* start *
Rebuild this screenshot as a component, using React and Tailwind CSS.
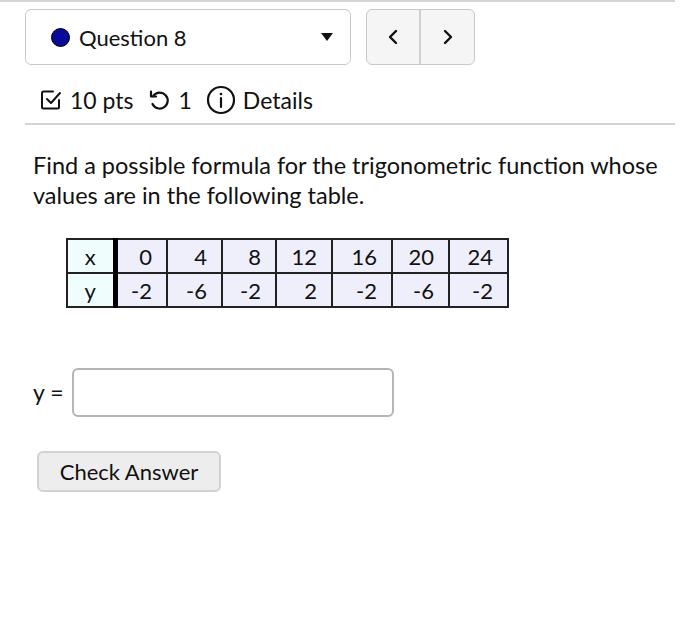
import React from 'react';

const xs = ['0', '4', '8', '12', '16', '20', '24'];
const ys = ['-2', '-6', '-2', '2', '-2', '-6', '-2'];
const widths = ['w-[52px]', 'w-[55px]', 'w-[54px]', 'w-[56px]', 'w-[60px]', 'w-[57px]', 'w-[59px]'];

const CheckBox = () => (
    <svg width="24" height="24" viewBox="0 0 24 24" fill="none" stroke="#111" strokeWidth="2" strokeLinecap="round" strokeLinejoin="round">
        <path d="M20 12v7a1.5 1.5 0 0 1-1.5 1.5h-14A1.5 1.5 0 0 1 3 19V5a1.5 1.5 0 0 1 1.5-1.5H14" />
        <path d="M8 11l4 4 9-10" />
    </svg>
);

const Retry = () => (
    <svg width="24" height="24" viewBox="0 0 24 24" fill="none" stroke="#111" strokeWidth="2.2" strokeLinecap="round" strokeLinejoin="round">
        <path d="M6.5 7.5A8 8 0 1 1 5.5 16" />
        <path d="M4 3.5v5h5" />
    </svg>
);

const Info = () => (
    <svg width="30" height="30" viewBox="0 0 30 30" fill="none" stroke="#111" strokeWidth="2.2">
        <circle cx="15" cy="15" r="13" />
        <circle cx="15" cy="9" r="1.3" fill="#111" stroke="none" />
        <path d="M15 13v9" strokeLinecap="round" />
    </svg>
);

export default function App() {
    return (
        <div className="w-[700px] h-[631px] bg-white text-[#111] font-['Lato',sans-serif] overflow-hidden">
            <div className="ml-0 mr-[25px] border-t-2 border-[#d4d4d4]" />
            <div className="px-[25px] pt-[7px]">
                <div className="flex gap-[15px]">
                    <div className="w-[326px] h-[56px] border border-[#c9c9c9] rounded-md flex items-center pl-[25px] pr-[16px]">
                        <span className="w-[19px] h-[19px] rounded-full bg-[#0a0a9a] border border-black" />
                        <span className="ml-[9px] text-[22px]">Question 8</span>
                        <svg className="ml-auto" width="14" height="10" viewBox="0 0 14 10">
                            <path d="M1 1h12L7 9z" fill="#111" />
                        </svg>
                    </div>
                    <div className="w-[109px] h-[56px] border border-[#c9c9c9] rounded-md bg-[#f5f5f5] flex">
                        <div className="w-[54px] flex items-center justify-center border-r-2 border-[#d0d0d0]">
                            <svg width="12" height="16" viewBox="0 0 12 16" fill="none" stroke="#111" strokeWidth="2.4" strokeLinecap="round" strokeLinejoin="round">
                                <path d="M9 2L3 8l6 6" />
                            </svg>
                        </div>
                        <div className="flex-1 flex items-center justify-center">
                            <svg width="12" height="16" viewBox="0 0 12 16" fill="none" stroke="#111" strokeWidth="2.4" strokeLinecap="round" strokeLinejoin="round">
                                <path d="M3 2l6 6-6 6" />
                            </svg>
                        </div>
                    </div>
                </div>
                <div className="flex items-center h-[58px] pt-[12px] pl-[14px] text-[23px]">
                    <CheckBox />
                    <span className="ml-[7px]">10 pts</span>
                    <span className="ml-[13px]"><Retry /></span>
                    <span className="ml-[8px]">1</span>
                    <span className="ml-[14px]"><Info /></span>
                    <span className="ml-[7px]">Details</span>
                </div>
                <div className="border-t-2 border-[#d4d4d4]" />
            </div>
            <div className="px-[33px] pt-[25px]">
                <p className="text-[23.5px] leading-[30px] w-[650px]">
                    Find a possible formula for the trigonometric function whose values are in the following table.
                </p>
                <table className="mt-[28px] ml-[33px] border-collapse text-[22px] leading-[29px]">
                    <tbody>
                        <tr>
                            <td className="w-[48px] h-[34px] border-2 border-[#222] border-r-[5px] border-r-black bg-[#effdfd] text-center">x</td>
                            {xs.map((v, i) => (
                                <td key={i} className={`${widths[i]} h-[34px] border-2 border-[#222] bg-[#efeffb] text-right pr-[14px]`}>{v}</td>
                            ))}
                        </tr>
                        <tr>
                            <td className="w-[48px] h-[34px] border-2 border-[#222] border-r-[5px] border-r-black bg-[#effdfd] text-center">y</td>
                            {ys.map((v, i) => (
                                <td key={i} className={`${widths[i]} h-[34px] border-2 border-[#222] bg-[#efeffb] text-right pr-[14px]`}>{v}</td>
                            ))}
                        </tr>
                    </tbody>
                </table>
                <div className="mt-[60px] flex items-center">
                    <span className="text-[23px]">y =</span>
                    <div className="ml-[8px] w-[322px] h-[49px] border-2 border-[#b5b5b5] rounded-md" />
                </div>
                <button className="mt-[34px] ml-[4px] w-[184px] h-[41px] bg-[#ededed] border-2 border-[#d2d2d2] rounded-md text-[22px] text-[#111]">
                    Check Answer
                </button>
            </div>
        </div>
    );
}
* end *
# [SET EXERCISE]
Where a line of the material above holds the string "React", copy that line.

# [TASK ANSWER]
Rebuild this screenshot as a component, using React and Tailwind CSS.
import React from 'react';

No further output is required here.